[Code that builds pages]
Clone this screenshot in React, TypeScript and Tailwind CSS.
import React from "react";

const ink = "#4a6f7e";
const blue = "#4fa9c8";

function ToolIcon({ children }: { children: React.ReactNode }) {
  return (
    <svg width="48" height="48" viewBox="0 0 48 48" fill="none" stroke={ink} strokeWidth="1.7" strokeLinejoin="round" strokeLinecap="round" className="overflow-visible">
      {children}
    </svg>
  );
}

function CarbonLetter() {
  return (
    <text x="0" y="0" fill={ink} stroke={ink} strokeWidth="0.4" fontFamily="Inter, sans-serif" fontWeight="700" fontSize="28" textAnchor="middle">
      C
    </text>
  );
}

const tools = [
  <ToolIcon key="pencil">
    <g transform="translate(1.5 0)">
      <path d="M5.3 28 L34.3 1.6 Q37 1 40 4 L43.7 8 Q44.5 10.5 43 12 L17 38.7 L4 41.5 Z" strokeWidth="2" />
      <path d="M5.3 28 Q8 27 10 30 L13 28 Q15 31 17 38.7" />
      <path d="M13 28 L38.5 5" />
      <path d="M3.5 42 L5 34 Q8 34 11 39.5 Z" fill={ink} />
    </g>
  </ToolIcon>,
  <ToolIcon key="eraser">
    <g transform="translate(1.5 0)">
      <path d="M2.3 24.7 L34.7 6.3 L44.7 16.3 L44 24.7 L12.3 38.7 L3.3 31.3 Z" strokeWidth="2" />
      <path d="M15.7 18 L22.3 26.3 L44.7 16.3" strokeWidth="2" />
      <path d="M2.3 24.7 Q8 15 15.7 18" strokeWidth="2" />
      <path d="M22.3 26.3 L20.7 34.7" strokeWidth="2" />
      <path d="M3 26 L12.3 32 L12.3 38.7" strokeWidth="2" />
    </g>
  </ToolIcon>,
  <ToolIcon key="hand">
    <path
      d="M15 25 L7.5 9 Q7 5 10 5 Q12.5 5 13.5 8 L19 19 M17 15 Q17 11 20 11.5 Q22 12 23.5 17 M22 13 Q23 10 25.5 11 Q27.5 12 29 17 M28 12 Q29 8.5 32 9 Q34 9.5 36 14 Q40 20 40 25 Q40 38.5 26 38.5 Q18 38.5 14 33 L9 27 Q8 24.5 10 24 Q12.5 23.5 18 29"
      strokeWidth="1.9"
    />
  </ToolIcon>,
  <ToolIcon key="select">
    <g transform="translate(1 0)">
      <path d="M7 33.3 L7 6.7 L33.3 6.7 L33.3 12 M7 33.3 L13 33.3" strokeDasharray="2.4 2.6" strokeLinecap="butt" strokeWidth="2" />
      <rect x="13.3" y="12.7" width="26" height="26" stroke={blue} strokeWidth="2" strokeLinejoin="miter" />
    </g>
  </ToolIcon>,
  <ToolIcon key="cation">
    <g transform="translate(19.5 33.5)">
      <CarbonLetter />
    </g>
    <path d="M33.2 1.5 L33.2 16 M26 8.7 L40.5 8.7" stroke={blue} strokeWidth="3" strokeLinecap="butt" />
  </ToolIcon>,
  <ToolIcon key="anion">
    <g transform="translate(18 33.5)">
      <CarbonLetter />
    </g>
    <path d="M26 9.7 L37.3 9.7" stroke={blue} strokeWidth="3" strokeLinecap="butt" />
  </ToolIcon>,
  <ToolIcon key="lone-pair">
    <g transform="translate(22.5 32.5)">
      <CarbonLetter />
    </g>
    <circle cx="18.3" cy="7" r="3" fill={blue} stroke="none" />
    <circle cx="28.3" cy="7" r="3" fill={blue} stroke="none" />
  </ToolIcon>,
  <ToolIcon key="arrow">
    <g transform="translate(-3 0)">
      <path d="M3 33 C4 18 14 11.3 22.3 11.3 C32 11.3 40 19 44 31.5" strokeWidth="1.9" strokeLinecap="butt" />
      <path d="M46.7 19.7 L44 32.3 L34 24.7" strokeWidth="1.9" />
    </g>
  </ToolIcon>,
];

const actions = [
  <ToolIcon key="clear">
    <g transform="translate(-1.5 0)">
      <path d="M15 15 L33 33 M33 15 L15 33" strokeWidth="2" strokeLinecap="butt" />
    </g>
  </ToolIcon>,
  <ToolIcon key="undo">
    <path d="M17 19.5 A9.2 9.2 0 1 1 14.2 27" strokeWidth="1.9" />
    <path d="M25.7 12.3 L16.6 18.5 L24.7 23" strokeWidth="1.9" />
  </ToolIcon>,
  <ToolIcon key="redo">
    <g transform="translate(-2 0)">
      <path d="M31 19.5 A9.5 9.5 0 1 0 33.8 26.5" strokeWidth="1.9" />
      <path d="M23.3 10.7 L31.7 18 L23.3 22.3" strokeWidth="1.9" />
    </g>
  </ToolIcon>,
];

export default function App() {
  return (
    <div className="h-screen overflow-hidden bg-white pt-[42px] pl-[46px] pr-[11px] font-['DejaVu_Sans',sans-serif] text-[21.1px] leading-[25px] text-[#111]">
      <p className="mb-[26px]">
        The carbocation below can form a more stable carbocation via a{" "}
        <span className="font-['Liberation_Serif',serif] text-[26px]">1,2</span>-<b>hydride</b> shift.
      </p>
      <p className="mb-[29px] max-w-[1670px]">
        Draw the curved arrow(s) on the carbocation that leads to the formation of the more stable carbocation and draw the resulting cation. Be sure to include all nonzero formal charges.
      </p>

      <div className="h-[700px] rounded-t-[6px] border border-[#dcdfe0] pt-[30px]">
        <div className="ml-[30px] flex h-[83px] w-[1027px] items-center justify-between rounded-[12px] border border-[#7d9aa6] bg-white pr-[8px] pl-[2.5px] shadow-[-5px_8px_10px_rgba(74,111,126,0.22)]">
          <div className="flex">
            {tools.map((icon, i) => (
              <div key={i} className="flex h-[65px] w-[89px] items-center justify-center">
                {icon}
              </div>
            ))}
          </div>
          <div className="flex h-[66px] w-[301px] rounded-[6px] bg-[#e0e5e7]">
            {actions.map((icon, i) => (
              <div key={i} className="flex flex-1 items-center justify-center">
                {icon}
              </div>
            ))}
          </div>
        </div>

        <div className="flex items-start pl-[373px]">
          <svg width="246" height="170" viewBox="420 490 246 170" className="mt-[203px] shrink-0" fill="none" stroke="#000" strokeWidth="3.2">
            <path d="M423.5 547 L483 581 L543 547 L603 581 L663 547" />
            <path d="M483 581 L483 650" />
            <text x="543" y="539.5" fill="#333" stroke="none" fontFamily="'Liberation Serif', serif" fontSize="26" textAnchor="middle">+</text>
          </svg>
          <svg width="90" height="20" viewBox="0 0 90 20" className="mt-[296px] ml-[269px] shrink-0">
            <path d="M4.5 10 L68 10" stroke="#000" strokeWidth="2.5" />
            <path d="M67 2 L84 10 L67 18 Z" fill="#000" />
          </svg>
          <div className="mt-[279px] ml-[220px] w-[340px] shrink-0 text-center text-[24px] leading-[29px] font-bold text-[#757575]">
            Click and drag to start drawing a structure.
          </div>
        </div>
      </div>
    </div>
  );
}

==

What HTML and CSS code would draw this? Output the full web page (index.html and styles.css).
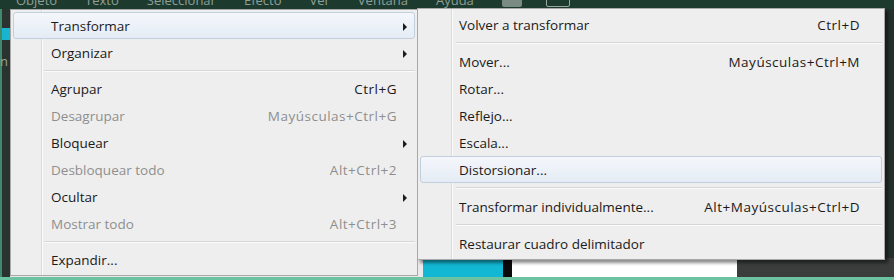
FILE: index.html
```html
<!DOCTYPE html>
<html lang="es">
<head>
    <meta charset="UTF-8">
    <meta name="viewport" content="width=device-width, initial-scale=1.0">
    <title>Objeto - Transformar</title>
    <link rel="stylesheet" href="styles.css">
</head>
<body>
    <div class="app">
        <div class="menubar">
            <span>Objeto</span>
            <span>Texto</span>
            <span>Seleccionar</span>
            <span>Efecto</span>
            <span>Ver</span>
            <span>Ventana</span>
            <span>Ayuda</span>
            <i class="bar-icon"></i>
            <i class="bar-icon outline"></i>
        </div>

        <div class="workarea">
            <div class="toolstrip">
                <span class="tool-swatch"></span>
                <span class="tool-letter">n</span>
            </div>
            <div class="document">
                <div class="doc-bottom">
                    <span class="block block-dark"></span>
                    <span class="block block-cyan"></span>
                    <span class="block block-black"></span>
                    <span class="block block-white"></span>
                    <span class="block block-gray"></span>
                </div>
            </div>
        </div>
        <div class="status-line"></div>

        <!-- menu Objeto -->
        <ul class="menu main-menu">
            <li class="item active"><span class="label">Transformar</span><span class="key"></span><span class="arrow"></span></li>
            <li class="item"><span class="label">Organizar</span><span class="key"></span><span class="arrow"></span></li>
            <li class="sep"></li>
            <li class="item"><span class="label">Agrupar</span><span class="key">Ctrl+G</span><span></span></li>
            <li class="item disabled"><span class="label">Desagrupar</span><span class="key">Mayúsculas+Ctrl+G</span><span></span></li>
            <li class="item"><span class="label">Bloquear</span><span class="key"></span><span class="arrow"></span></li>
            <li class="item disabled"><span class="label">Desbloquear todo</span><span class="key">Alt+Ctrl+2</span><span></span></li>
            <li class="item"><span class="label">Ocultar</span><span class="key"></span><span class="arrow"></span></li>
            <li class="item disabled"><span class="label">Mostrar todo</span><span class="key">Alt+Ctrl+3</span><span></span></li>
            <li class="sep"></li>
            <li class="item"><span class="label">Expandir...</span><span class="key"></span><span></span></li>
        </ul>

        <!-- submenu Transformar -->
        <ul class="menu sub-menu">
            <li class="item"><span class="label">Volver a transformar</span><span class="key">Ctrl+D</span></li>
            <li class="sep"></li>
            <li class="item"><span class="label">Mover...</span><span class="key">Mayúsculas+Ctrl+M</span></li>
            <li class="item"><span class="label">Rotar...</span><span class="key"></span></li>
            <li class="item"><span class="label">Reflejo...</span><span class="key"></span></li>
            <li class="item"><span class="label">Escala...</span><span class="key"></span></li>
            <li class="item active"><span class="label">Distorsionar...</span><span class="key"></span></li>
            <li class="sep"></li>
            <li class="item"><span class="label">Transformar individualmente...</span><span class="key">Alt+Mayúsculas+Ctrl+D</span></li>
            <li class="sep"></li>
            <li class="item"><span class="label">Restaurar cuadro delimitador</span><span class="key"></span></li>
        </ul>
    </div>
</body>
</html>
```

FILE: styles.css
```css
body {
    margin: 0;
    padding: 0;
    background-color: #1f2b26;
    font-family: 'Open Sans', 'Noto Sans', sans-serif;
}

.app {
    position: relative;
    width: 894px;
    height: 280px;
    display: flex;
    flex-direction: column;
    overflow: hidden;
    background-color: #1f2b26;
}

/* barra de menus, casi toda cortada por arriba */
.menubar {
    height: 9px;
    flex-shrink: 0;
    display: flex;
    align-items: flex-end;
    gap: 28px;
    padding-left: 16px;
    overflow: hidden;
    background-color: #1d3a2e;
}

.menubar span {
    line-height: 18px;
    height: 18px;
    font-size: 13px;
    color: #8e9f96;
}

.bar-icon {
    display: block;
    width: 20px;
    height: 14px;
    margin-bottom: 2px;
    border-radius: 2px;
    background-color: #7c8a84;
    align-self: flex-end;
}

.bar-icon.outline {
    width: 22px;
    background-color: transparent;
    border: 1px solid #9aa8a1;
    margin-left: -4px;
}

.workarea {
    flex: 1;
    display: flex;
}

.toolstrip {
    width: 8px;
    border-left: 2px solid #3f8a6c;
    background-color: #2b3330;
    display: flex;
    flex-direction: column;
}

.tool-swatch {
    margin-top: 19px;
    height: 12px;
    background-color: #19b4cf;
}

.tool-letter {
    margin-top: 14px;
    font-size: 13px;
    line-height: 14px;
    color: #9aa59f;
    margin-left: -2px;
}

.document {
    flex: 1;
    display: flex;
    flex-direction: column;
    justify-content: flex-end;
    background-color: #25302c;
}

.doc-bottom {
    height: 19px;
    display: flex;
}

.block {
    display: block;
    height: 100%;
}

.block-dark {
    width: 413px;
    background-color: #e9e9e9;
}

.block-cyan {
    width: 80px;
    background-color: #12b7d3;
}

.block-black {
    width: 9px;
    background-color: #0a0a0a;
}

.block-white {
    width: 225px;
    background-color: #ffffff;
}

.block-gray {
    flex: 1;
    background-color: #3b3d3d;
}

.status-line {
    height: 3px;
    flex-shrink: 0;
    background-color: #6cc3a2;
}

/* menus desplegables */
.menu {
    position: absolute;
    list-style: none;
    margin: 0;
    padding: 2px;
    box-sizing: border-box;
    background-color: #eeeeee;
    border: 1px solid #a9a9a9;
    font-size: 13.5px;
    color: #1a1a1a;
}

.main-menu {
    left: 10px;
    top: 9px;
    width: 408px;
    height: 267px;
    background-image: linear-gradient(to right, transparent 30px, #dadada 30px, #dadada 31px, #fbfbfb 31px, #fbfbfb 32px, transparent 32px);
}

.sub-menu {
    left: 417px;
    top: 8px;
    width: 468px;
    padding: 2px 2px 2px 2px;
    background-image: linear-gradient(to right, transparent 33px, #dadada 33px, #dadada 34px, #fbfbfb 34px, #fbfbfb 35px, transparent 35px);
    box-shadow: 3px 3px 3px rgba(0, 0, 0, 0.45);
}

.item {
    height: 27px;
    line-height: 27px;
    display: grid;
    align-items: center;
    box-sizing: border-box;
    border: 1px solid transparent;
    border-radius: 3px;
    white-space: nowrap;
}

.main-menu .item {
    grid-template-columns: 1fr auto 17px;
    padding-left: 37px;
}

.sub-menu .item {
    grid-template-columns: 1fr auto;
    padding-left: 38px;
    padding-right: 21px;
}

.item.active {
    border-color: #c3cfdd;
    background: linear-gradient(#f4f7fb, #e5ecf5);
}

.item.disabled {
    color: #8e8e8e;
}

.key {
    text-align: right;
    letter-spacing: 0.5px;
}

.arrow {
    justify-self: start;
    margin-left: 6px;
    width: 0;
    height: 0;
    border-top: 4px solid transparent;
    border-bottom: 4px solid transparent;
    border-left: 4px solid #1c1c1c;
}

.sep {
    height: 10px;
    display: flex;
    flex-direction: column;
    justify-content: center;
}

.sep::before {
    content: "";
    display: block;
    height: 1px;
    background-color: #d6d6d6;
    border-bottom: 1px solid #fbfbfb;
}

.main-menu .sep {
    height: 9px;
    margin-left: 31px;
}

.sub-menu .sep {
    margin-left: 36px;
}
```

---

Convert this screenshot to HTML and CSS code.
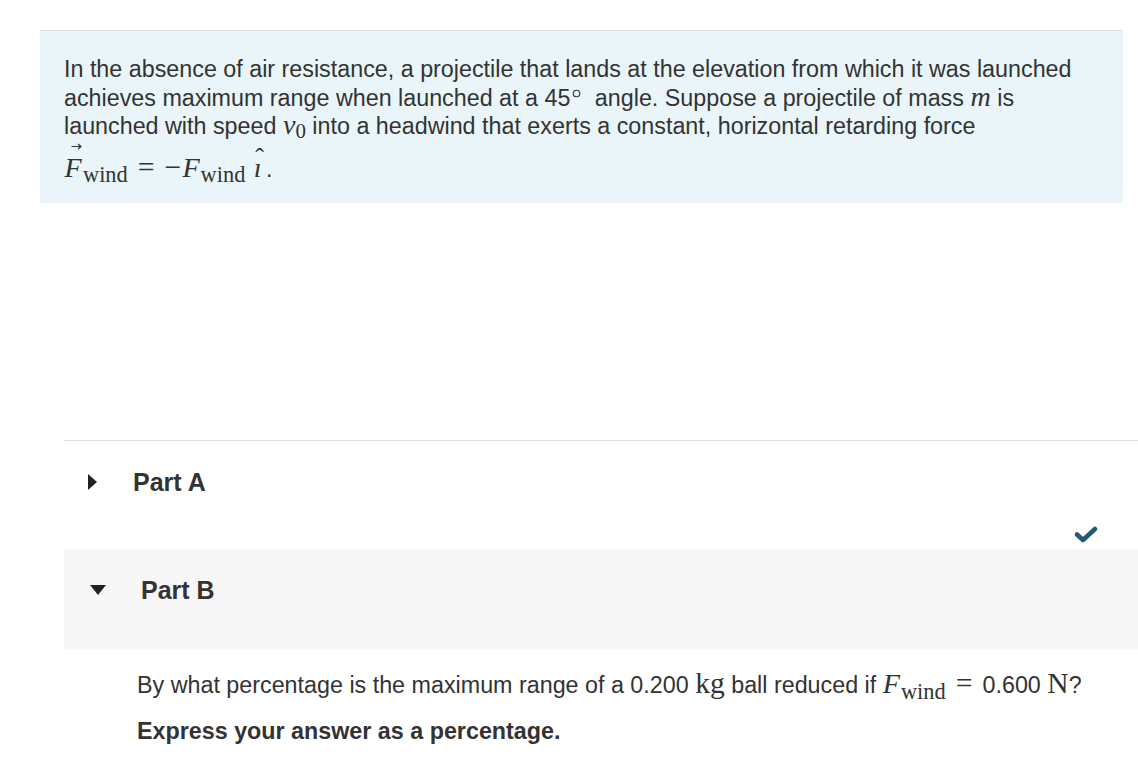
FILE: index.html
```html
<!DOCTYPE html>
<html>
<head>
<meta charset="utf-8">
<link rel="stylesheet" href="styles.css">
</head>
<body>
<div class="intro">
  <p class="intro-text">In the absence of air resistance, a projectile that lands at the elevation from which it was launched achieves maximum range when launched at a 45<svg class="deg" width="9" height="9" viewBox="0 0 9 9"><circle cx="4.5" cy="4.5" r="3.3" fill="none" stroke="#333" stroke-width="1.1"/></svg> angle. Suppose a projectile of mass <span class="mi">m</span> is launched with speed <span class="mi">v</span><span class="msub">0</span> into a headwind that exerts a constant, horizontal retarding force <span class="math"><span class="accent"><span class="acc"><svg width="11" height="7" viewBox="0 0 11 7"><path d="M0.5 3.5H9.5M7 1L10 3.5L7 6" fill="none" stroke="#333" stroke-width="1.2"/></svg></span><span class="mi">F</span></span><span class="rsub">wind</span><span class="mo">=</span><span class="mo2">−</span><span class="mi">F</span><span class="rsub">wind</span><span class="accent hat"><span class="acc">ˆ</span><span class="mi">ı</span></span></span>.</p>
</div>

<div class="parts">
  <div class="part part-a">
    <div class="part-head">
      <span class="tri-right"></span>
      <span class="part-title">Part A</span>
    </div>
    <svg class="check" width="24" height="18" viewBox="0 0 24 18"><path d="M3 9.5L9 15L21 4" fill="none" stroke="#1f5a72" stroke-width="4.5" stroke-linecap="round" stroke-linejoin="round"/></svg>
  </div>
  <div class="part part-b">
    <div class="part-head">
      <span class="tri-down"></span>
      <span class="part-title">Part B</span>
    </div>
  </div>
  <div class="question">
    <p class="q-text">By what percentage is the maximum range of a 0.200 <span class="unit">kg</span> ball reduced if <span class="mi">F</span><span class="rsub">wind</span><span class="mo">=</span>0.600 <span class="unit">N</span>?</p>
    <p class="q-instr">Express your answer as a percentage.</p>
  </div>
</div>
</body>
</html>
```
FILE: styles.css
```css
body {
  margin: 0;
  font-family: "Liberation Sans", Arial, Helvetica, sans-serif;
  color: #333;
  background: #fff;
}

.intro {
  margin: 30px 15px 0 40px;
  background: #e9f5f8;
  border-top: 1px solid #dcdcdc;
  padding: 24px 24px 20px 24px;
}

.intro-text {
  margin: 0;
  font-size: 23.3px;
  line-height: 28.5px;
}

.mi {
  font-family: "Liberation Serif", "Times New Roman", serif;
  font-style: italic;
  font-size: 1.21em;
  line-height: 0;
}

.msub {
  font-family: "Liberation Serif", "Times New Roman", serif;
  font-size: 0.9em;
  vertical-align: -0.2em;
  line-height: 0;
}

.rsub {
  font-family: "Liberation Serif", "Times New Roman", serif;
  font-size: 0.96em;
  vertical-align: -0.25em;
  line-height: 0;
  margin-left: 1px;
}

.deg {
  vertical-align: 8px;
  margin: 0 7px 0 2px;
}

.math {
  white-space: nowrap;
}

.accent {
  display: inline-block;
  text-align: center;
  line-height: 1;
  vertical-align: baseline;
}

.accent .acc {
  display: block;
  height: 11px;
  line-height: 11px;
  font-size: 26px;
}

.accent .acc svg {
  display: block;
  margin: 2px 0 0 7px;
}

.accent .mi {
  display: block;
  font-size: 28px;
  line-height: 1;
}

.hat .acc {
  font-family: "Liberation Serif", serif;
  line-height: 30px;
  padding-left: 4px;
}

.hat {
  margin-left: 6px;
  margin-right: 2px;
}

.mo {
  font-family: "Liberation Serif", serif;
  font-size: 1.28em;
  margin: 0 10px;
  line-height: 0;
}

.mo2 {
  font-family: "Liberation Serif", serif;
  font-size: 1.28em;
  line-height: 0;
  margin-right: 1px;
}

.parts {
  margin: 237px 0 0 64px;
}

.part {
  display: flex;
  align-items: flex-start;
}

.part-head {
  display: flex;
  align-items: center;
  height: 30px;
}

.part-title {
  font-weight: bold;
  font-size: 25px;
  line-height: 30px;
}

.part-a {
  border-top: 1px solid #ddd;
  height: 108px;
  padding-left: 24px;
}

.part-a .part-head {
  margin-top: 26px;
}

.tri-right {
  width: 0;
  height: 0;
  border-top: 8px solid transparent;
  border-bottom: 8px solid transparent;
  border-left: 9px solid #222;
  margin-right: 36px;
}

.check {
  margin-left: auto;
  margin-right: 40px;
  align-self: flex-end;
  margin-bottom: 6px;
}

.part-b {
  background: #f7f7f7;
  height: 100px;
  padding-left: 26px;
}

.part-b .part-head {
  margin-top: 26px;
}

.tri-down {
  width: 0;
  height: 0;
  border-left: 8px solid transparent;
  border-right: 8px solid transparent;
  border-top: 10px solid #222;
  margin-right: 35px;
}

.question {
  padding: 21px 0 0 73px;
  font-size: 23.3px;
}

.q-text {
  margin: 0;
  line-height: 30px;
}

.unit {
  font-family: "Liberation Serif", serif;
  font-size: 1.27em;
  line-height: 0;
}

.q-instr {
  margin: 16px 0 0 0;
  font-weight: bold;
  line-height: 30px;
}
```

§ Exercise objective: Copy every line of the records above that holds the word "React".

§ Written response:
Clone this screenshot in React, TypeScript and Tailwind CSS.
import React from "react";
function ToolIcon({ children }: { children: React.ReactNode }) {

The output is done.